## Given request
Return the records from the first line through the line containing "const RED = 'text-[#e8191b]';", and leave out the pictures.

══ Exercise material

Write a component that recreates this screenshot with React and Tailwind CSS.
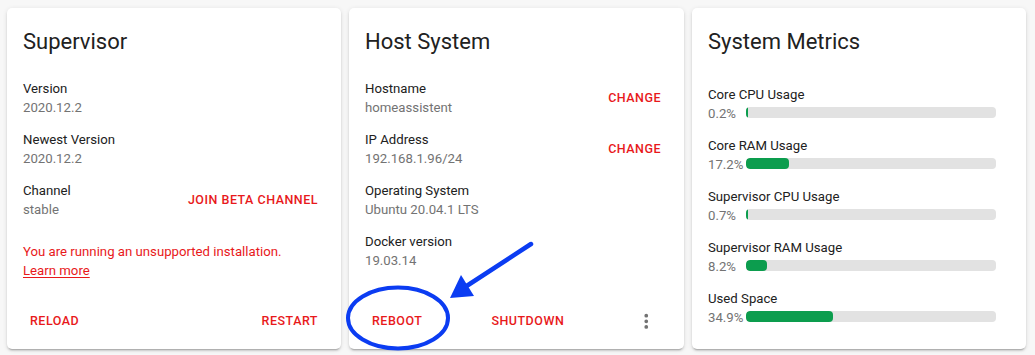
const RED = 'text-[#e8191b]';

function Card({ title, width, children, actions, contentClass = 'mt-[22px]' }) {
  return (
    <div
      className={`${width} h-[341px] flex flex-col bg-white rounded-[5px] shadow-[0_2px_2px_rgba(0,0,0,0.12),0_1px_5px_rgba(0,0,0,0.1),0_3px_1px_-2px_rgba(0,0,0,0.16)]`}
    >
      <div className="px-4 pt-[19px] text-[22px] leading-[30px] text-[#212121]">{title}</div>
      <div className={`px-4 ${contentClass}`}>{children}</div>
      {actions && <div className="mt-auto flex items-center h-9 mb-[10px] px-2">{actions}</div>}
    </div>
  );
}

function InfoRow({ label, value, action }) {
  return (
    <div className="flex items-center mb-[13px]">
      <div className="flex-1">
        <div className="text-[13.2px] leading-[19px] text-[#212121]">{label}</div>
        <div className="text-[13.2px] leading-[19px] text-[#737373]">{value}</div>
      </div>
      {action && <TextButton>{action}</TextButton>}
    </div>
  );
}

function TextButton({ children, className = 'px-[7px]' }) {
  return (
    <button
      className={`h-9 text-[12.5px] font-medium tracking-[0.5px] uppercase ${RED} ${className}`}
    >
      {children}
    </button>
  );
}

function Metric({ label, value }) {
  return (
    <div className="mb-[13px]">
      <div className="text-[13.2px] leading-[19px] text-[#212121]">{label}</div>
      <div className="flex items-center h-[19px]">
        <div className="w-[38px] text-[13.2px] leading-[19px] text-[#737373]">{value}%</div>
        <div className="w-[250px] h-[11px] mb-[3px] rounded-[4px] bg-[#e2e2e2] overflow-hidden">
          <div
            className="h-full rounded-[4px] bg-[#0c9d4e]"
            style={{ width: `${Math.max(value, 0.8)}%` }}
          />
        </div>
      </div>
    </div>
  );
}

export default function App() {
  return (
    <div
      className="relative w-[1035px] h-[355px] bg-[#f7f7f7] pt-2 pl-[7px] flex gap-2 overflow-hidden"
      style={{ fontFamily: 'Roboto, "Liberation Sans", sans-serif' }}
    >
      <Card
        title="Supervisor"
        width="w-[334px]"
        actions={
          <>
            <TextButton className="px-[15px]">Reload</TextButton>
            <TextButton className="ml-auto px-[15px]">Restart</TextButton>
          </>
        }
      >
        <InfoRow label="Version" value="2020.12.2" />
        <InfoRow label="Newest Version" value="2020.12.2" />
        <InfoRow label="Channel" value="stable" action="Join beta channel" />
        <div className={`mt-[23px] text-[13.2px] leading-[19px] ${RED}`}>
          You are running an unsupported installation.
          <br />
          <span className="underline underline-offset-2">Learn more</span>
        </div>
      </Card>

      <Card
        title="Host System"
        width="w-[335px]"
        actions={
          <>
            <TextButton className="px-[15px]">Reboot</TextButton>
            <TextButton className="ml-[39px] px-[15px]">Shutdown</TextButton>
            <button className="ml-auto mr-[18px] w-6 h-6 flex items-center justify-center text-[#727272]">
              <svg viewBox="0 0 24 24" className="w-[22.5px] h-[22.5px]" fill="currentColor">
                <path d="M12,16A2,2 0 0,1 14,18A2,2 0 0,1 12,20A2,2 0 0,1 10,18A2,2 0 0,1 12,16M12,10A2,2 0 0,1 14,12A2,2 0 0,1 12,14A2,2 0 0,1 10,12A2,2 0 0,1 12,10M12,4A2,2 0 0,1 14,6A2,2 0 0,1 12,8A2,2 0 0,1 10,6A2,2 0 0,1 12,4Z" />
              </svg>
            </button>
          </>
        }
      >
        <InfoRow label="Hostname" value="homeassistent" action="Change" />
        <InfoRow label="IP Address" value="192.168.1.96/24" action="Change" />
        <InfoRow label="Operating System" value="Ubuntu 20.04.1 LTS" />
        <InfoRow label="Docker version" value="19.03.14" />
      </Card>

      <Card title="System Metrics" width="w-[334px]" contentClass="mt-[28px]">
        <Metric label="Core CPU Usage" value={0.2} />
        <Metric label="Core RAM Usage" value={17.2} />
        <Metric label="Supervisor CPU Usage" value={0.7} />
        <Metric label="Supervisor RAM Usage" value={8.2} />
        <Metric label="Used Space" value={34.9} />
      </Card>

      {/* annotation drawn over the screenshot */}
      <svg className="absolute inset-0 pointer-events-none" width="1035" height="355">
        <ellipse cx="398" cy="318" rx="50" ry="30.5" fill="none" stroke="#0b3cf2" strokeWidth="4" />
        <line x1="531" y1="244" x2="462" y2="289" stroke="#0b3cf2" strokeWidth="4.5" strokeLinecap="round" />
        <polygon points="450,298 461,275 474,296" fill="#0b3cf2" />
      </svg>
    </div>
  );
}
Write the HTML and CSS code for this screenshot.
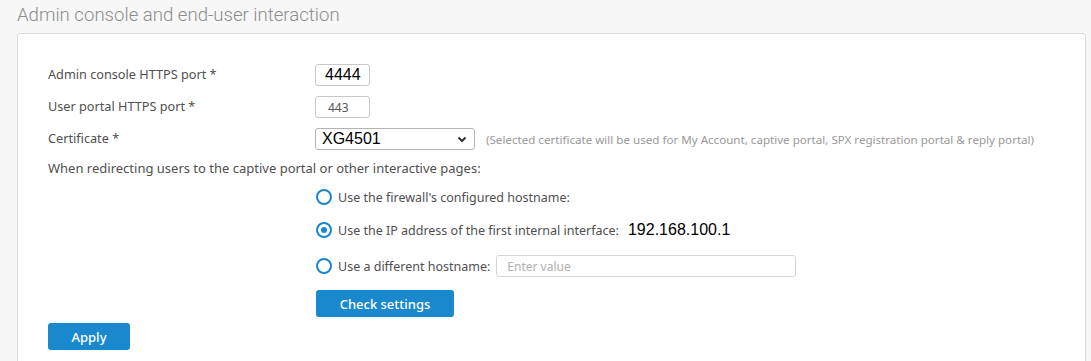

════

## Output for this task
Write a component that recreates this screenshot with React and Tailwind CSS.
const RED = 'text-[#e8191b]';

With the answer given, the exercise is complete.